• [Data extract]
==*==
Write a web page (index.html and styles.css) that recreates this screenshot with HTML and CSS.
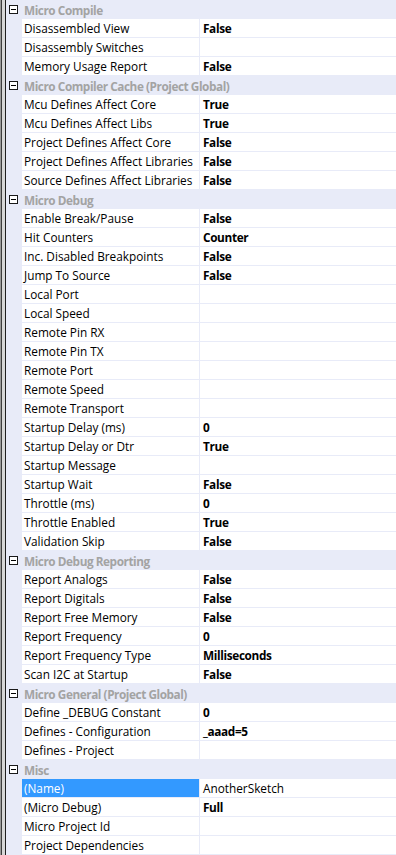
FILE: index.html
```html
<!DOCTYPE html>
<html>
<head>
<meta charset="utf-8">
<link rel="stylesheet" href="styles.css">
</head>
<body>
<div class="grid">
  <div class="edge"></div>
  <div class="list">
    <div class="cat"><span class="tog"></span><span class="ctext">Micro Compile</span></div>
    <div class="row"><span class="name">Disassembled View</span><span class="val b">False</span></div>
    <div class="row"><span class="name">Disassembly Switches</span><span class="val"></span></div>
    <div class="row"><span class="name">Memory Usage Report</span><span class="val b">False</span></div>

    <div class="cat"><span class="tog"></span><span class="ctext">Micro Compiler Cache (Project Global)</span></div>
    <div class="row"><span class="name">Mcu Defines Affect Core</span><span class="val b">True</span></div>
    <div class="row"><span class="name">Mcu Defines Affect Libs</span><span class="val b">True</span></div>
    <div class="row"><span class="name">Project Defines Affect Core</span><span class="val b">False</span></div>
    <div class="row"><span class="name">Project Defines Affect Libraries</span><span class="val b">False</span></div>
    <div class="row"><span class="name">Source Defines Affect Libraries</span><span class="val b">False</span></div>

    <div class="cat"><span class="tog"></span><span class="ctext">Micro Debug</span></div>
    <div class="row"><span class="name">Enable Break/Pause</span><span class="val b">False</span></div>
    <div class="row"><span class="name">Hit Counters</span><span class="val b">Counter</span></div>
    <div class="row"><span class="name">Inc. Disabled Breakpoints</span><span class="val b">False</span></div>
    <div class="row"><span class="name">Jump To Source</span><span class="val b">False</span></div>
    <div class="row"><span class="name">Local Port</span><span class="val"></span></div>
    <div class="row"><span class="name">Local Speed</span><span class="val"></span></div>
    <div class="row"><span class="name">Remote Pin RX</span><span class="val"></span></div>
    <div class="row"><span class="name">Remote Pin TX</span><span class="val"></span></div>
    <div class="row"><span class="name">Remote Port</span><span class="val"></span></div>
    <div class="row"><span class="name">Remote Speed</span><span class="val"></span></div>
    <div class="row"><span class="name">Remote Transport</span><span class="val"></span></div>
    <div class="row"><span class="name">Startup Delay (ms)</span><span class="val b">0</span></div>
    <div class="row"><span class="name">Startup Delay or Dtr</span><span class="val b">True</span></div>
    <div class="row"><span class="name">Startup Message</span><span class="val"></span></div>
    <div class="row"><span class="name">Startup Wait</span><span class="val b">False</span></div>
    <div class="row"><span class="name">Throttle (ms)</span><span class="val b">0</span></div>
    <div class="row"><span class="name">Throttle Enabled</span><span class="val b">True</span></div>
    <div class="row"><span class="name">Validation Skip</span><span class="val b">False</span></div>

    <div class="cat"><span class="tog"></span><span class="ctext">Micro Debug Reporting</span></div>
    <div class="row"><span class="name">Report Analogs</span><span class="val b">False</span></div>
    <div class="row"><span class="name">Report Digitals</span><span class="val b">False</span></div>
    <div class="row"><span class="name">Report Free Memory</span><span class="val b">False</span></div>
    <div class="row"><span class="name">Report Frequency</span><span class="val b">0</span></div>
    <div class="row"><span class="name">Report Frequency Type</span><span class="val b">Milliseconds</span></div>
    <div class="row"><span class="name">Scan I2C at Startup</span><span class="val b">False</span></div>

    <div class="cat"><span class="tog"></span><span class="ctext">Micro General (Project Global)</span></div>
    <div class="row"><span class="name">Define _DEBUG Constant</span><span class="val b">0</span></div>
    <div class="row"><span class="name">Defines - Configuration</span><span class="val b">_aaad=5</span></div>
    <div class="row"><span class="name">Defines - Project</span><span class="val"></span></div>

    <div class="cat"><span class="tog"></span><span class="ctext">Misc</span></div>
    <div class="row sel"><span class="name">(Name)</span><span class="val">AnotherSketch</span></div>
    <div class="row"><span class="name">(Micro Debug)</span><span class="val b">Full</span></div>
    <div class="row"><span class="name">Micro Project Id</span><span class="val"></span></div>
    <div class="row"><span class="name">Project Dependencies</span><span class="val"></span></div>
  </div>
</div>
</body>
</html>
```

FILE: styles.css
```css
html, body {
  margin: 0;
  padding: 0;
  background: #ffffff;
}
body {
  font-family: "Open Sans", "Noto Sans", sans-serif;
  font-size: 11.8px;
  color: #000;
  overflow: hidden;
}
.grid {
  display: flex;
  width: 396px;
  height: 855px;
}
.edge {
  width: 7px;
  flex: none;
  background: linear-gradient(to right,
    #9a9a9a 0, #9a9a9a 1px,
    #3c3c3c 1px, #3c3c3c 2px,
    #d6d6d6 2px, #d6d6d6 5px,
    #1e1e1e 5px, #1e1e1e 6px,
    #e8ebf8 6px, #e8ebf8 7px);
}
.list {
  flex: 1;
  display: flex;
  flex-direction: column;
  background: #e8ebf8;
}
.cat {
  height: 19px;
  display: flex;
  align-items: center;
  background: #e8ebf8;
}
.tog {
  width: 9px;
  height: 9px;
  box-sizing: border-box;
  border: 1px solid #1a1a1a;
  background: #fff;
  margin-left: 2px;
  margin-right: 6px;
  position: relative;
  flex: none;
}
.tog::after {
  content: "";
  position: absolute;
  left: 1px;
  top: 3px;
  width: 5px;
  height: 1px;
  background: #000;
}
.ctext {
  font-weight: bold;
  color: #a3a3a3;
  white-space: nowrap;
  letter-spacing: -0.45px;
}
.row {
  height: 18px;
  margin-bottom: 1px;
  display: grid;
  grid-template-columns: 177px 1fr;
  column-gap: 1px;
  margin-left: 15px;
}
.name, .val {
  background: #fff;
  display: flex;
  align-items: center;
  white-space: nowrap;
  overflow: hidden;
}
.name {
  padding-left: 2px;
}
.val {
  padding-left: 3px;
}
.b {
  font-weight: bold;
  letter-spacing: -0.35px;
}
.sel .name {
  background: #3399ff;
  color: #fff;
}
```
==*==
• [Problem to work on] Repeat the lines above exactly, and keep every picture out.

• [Task output]
Write a web page (index.html and styles.css) that recreates this screenshot with HTML and CSS.
FILE: index.html
```html
<!DOCTYPE html>
<html>
<head>
<meta charset="utf-8">
<link rel="stylesheet" href="styles.css">
</head>
<body>
<div class="grid">
  <div class="edge"></div>
  <div class="list">
    <div class="cat"><span class="tog"></span><span class="ctext">Micro Compile</span></div>
    <div class="row"><span class="name">Disassembled View</span><span class="val b">False</span></div>
    <div class="row"><span class="name">Disassembly Switches</span><span class="val"></span></div>
    <div class="row"><span class="name">Memory Usage Report</span><span class="val b">False</span></div>

    <div class="cat"><span class="tog"></span><span class="ctext">Micro Compiler Cache (Project Global)</span></div>
    <div class="row"><span class="name">Mcu Defines Affect Core</span><span class="val b">True</span></div>
    <div class="row"><span class="name">Mcu Defines Affect Libs</span><span class="val b">True</span></div>
    <div class="row"><span class="name">Project Defines Affect Core</span><span class="val b">False</span></div>
    <div class="row"><span class="name">Project Defines Affect Libraries</span><span class="val b">False</span></div>
    <div class="row"><span class="name">Source Defines Affect Libraries</span><span class="val b">False</span></div>

    <div class="cat"><span class="tog"></span><span class="ctext">Micro Debug</span></div>
    <div class="row"><span class="name">Enable Break/Pause</span><span class="val b">False</span></div>
    <div class="row"><span class="name">Hit Counters</span><span class="val b">Counter</span></div>
    <div class="row"><span class="name">Inc. Disabled Breakpoints</span><span class="val b">False</span></div>
    <div class="row"><span class="name">Jump To Source</span><span class="val b">False</span></div>
    <div class="row"><span class="name">Local Port</span><span class="val"></span></div>
    <div class="row"><span class="name">Local Speed</span><span class="val"></span></div>
    <div class="row"><span class="name">Remote Pin RX</span><span class="val"></span></div>
    <div class="row"><span class="name">Remote Pin TX</span><span class="val"></span></div>
    <div class="row"><span class="name">Remote Port</span><span class="val"></span></div>
    <div class="row"><span class="name">Remote Speed</span><span class="val"></span></div>
    <div class="row"><span class="name">Remote Transport</span><span class="val"></span></div>
    <div class="row"><span class="name">Startup Delay (ms)</span><span class="val b">0</span></div>
    <div class="row"><span class="name">Startup Delay or Dtr</span><span class="val b">True</span></div>
    <div class="row"><span class="name">Startup Message</span><span class="val"></span></div>
    <div class="row"><span class="name">Startup Wait</span><span class="val b">False</span></div>
    <div class="row"><span class="name">Throttle (ms)</span><span class="val b">0</span></div>
    <div class="row"><span class="name">Throttle Enabled</span><span class="val b">True</span></div>
    <div class="row"><span class="name">Validation Skip</span><span class="val b">False</span></div>

    <div class="cat"><span class="tog"></span><span class="ctext">Micro Debug Reporting</span></div>
    <div class="row"><span class="name">Report Analogs</span><span class="val b">False</span></div>
    <div class="row"><span class="name">Report Digitals</span><span class="val b">False</span></div>
    <div class="row"><span class="name">Report Free Memory</span><span class="val b">False</span></div>
    <div class="row"><span class="name">Report Frequency</span><span class="val b">0</span></div>
    <div class="row"><span class="name">Report Frequency Type</span><span class="val b">Milliseconds</span></div>
    <div class="row"><span class="name">Scan I2C at Startup</span><span class="val b">False</span></div>

    <div class="cat"><span class="tog"></span><span class="ctext">Micro General (Project Global)</span></div>
    <div class="row"><span class="name">Define _DEBUG Constant</span><span class="val b">0</span></div>
    <div class="row"><span class="name">Defines - Configuration</span><span class="val b">_aaad=5</span></div>
    <div class="row"><span class="name">Defines - Project</span><span class="val"></span></div>

    <div class="cat"><span class="tog"></span><span class="ctext">Misc</span></div>
    <div class="row sel"><span class="name">(Name)</span><span class="val">AnotherSketch</span></div>
    <div class="row"><span class="name">(Micro Debug)</span><span class="val b">Full</span></div>
    <div class="row"><span class="name">Micro Project Id</span><span class="val"></span></div>
    <div class="row"><span class="name">Project Dependencies</span><span class="val"></span></div>
  </div>
</div>
</body>
</html>
```

FILE: styles.css
```css
html, body {
  margin: 0;
  padding: 0;
  background: #ffffff;
}
body {
  font-family: "Open Sans", "Noto Sans", sans-serif;
  font-size: 11.8px;
  color: #000;
  overflow: hidden;
}
.grid {
  display: flex;
  width: 396px;
  height: 855px;
}
.edge {
  width: 7px;
  flex: none;
  background: linear-gradient(to right,
    #9a9a9a 0, #9a9a9a 1px,
    #3c3c3c 1px, #3c3c3c 2px,
    #d6d6d6 2px, #d6d6d6 5px,
    #1e1e1e 5px, #1e1e1e 6px,
    #e8ebf8 6px, #e8ebf8 7px);
}
.list {
  flex: 1;
  display: flex;
  flex-direction: column;
  background: #e8ebf8;
}
.cat {
  height: 19px;
  display: flex;
  align-items: center;
  background: #e8ebf8;
}
.tog {
  width: 9px;
  height: 9px;
  box-sizing: border-box;
  border: 1px solid #1a1a1a;
  background: #fff;
  margin-left: 2px;
  margin-right: 6px;
  position: relative;
  flex: none;
}
.tog::after {
  content: "";
  position: absolute;
  left: 1px;
  top: 3px;
  width: 5px;
  height: 1px;
  background: #000;
}
.ctext {
  font-weight: bold;
  color: #a3a3a3;
  white-space: nowrap;
  letter-spacing: -0.45px;
}
.row {
  height: 18px;
  margin-bottom: 1px;
  display: grid;
  grid-template-columns: 177px 1fr;
  column-gap: 1px;
  margin-left: 15px;
}
.name, .val {
  background: #fff;
  display: flex;
  align-items: center;
  white-space: nowrap;
  overflow: hidden;
}
.name {
  padding-left: 2px;
}
.val {
  padding-left: 3px;
}
.b {
  font-weight: bold;
  letter-spacing: -0.35px;
}
.sel .name {
  background: #3399ff;
  color: #fff;
}
```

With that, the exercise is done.